What you have to do ->
Check every line of the material below for the string "code", and return the ones that have it.

Data excerpts ->
_____

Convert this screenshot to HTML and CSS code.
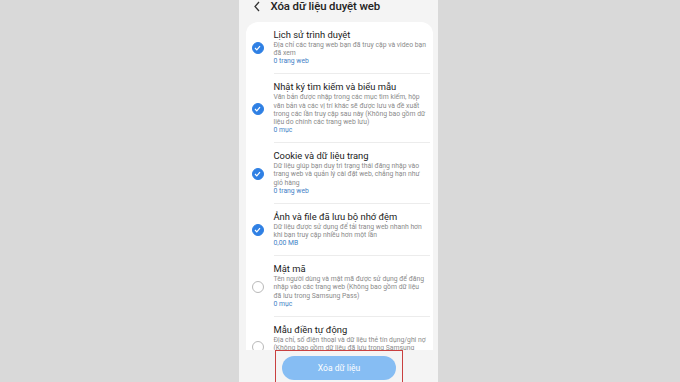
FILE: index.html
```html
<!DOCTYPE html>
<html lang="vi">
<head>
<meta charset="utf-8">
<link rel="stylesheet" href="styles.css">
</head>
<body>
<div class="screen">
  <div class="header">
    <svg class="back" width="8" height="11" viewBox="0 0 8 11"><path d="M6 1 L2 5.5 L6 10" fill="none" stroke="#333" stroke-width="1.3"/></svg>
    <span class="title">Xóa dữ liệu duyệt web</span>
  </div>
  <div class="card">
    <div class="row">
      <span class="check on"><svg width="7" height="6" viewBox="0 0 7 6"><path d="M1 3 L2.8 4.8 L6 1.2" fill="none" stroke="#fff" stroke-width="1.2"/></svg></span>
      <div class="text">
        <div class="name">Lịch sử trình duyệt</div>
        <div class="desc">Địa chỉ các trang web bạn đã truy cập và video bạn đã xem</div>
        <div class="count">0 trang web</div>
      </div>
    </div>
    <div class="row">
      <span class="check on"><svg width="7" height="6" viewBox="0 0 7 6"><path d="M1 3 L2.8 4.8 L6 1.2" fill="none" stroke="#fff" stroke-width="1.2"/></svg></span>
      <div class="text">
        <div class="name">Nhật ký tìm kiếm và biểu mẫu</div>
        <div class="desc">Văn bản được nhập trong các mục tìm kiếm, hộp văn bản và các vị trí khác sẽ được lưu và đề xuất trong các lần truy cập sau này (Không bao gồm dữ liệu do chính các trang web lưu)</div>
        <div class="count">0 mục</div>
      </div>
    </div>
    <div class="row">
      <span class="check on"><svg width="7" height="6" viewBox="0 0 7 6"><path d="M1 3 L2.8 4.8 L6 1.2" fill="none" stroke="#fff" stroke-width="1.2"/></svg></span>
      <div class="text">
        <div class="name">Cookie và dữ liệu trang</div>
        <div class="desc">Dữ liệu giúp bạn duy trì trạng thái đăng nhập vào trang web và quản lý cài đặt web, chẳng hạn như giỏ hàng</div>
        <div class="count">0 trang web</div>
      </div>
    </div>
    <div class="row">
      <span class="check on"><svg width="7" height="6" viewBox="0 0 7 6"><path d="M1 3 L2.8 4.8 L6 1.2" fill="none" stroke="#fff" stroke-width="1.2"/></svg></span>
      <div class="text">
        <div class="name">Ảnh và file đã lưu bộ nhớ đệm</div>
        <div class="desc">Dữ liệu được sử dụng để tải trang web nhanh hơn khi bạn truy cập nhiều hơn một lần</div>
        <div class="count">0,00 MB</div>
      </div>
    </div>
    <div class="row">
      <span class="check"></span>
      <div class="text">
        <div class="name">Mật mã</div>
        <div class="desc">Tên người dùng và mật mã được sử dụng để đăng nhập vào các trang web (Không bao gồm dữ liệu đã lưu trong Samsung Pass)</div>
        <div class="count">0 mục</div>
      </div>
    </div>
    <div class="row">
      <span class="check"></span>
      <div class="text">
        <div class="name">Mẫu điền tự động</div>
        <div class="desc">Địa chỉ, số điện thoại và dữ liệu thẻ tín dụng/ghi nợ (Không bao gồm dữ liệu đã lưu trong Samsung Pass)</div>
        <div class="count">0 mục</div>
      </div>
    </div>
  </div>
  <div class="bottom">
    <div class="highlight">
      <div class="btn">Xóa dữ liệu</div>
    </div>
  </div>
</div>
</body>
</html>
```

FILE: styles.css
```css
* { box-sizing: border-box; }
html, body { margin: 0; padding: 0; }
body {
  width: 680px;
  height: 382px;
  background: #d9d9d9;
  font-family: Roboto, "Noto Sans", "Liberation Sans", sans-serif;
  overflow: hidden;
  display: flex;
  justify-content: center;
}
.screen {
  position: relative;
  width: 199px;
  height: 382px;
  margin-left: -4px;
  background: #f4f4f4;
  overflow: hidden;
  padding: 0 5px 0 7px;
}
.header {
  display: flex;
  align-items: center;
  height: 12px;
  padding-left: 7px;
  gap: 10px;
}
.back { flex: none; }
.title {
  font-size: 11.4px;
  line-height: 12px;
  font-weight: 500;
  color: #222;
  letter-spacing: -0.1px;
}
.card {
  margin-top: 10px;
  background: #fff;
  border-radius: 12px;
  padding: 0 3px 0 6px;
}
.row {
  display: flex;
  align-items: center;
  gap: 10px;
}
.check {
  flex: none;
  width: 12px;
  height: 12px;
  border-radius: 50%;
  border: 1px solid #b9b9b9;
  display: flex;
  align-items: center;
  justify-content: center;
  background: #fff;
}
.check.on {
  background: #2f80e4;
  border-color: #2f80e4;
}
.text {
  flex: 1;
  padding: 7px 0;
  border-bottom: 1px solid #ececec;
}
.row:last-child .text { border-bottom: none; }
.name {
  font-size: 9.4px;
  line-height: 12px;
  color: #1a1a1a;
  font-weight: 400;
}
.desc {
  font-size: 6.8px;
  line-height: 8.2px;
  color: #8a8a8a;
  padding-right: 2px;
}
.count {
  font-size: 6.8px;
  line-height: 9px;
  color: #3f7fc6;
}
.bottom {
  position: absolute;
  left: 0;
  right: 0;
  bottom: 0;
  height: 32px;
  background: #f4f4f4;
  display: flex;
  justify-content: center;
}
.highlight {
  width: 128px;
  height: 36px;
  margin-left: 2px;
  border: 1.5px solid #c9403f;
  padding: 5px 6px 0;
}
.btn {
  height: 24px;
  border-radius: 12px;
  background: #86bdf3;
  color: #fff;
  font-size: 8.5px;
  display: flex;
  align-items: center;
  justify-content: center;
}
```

_____

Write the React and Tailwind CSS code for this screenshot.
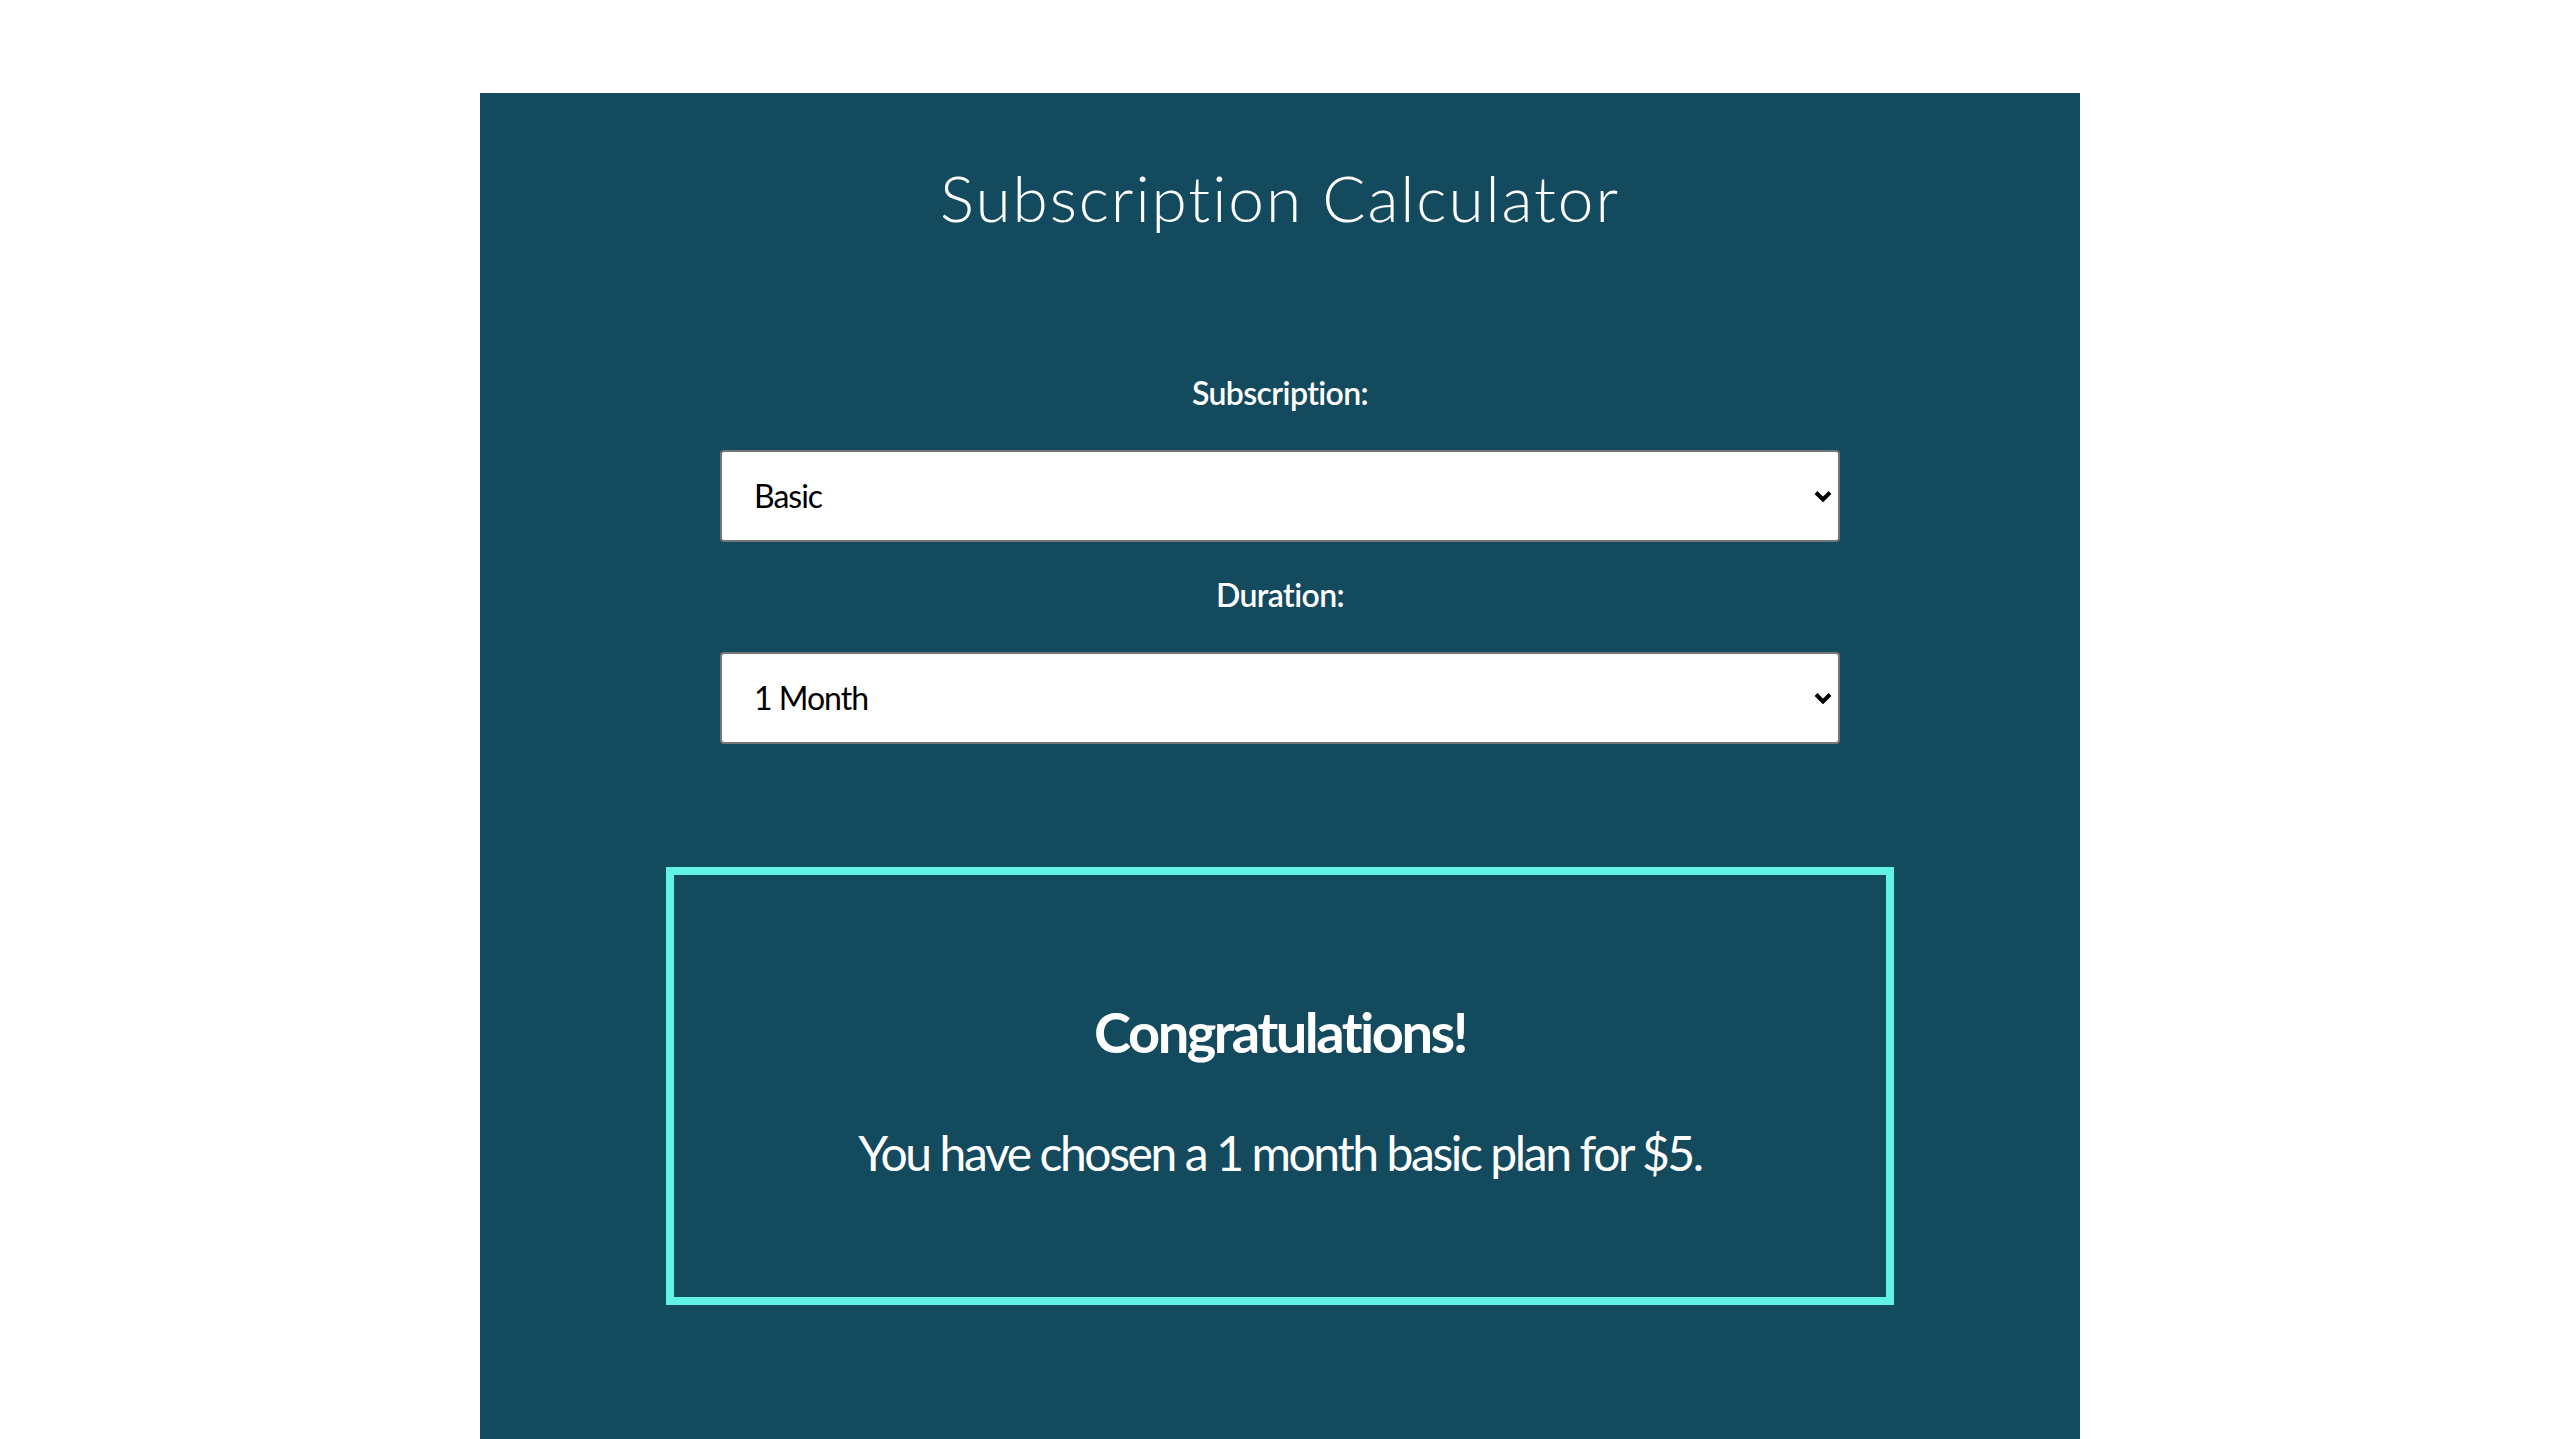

_____

Reply to the exercise ->
Convert this screenshot to HTML and CSS code.
Write the React and Tailwind CSS code for this screenshot.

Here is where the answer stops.